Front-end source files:
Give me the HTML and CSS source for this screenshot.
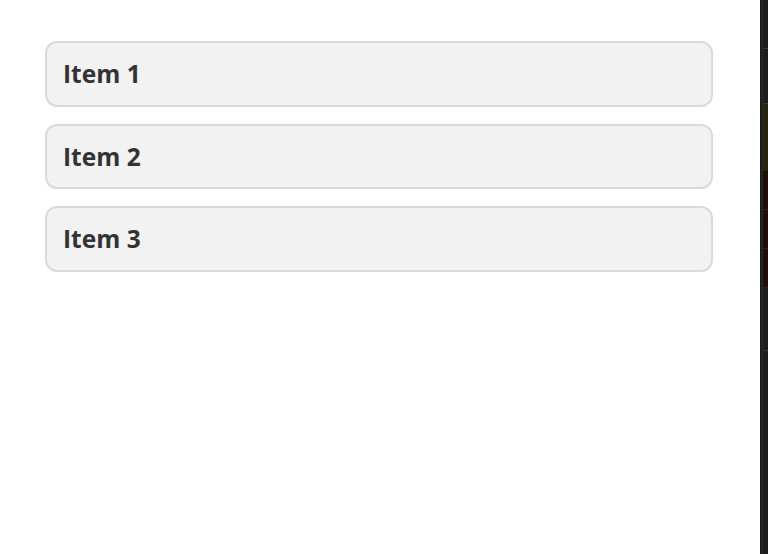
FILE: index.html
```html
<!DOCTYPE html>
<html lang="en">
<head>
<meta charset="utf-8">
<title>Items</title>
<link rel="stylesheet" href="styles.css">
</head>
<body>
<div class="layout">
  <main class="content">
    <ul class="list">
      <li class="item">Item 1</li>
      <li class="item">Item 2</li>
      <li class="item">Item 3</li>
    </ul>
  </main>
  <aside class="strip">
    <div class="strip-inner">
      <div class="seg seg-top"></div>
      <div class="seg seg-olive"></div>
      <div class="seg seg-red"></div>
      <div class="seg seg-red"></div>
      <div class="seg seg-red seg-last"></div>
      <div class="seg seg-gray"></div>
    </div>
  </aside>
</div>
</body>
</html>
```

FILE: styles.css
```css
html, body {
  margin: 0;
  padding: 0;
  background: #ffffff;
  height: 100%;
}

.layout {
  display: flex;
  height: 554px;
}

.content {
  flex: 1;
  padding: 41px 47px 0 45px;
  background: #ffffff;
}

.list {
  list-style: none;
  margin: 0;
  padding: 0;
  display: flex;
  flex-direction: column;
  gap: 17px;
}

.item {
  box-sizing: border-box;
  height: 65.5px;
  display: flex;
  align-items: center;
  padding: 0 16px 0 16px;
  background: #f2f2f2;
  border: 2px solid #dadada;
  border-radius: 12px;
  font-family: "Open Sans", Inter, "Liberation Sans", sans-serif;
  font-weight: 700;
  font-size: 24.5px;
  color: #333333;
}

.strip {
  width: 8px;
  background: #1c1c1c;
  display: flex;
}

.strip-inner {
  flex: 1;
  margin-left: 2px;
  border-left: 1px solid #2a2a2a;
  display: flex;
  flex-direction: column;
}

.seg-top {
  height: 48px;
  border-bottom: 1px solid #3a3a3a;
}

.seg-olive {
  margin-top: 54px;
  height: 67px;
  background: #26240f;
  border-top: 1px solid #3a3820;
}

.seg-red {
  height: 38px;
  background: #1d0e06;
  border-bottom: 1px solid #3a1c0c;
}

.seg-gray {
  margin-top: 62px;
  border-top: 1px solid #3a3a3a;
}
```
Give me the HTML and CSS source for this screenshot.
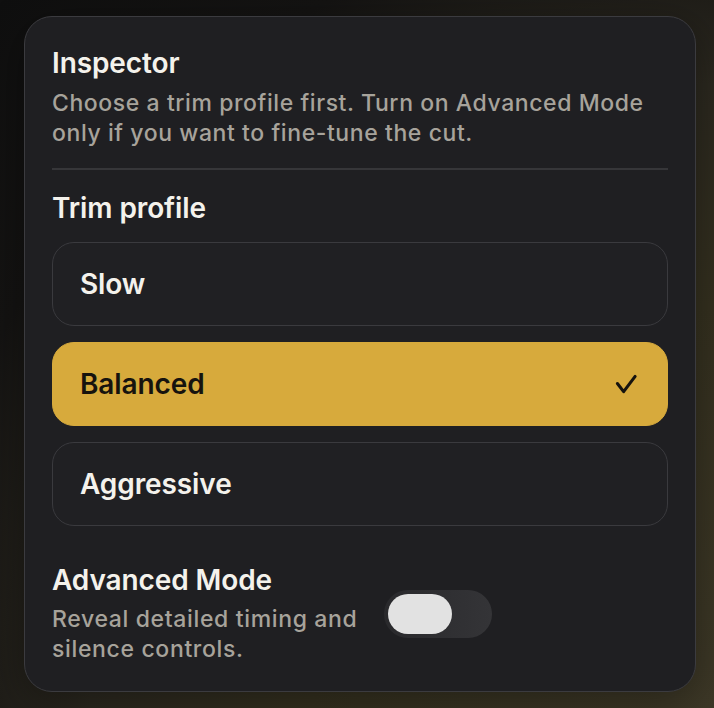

Problem statement:
Return to the listing above and set it down exactly, leaving out its pictures.

Reply:
Give me the HTML and CSS source for this screenshot.
FILE: index.html
```html
<!DOCTYPE html>
<html lang="en">
<head>
<meta charset="utf-8">
<title>Items</title>
<link rel="stylesheet" href="styles.css">
</head>
<body>
<div class="layout">
  <main class="content">
    <ul class="list">
      <li class="item">Item 1</li>
      <li class="item">Item 2</li>
      <li class="item">Item 3</li>
    </ul>
  </main>
  <aside class="strip">
    <div class="strip-inner">
      <div class="seg seg-top"></div>
      <div class="seg seg-olive"></div>
      <div class="seg seg-red"></div>
      <div class="seg seg-red"></div>
      <div class="seg seg-red seg-last"></div>
      <div class="seg seg-gray"></div>
    </div>
  </aside>
</div>
</body>
</html>
```

FILE: styles.css
```css
html, body {
  margin: 0;
  padding: 0;
  background: #ffffff;
  height: 100%;
}

.layout {
  display: flex;
  height: 554px;
}

.content {
  flex: 1;
  padding: 41px 47px 0 45px;
  background: #ffffff;
}

.list {
  list-style: none;
  margin: 0;
  padding: 0;
  display: flex;
  flex-direction: column;
  gap: 17px;
}

.item {
  box-sizing: border-box;
  height: 65.5px;
  display: flex;
  align-items: center;
  padding: 0 16px 0 16px;
  background: #f2f2f2;
  border: 2px solid #dadada;
  border-radius: 12px;
  font-family: "Open Sans", Inter, "Liberation Sans", sans-serif;
  font-weight: 700;
  font-size: 24.5px;
  color: #333333;
}

.strip {
  width: 8px;
  background: #1c1c1c;
  display: flex;
}

.strip-inner {
  flex: 1;
  margin-left: 2px;
  border-left: 1px solid #2a2a2a;
  display: flex;
  flex-direction: column;
}

.seg-top {
  height: 48px;
  border-bottom: 1px solid #3a3a3a;
}

.seg-olive {
  margin-top: 54px;
  height: 67px;
  background: #26240f;
  border-top: 1px solid #3a3820;
}

.seg-red {
  height: 38px;
  background: #1d0e06;
  border-bottom: 1px solid #3a1c0c;
}

.seg-gray {
  margin-top: 62px;
  border-top: 1px solid #3a3a3a;
}
```
Give me the HTML and CSS source for this screenshot.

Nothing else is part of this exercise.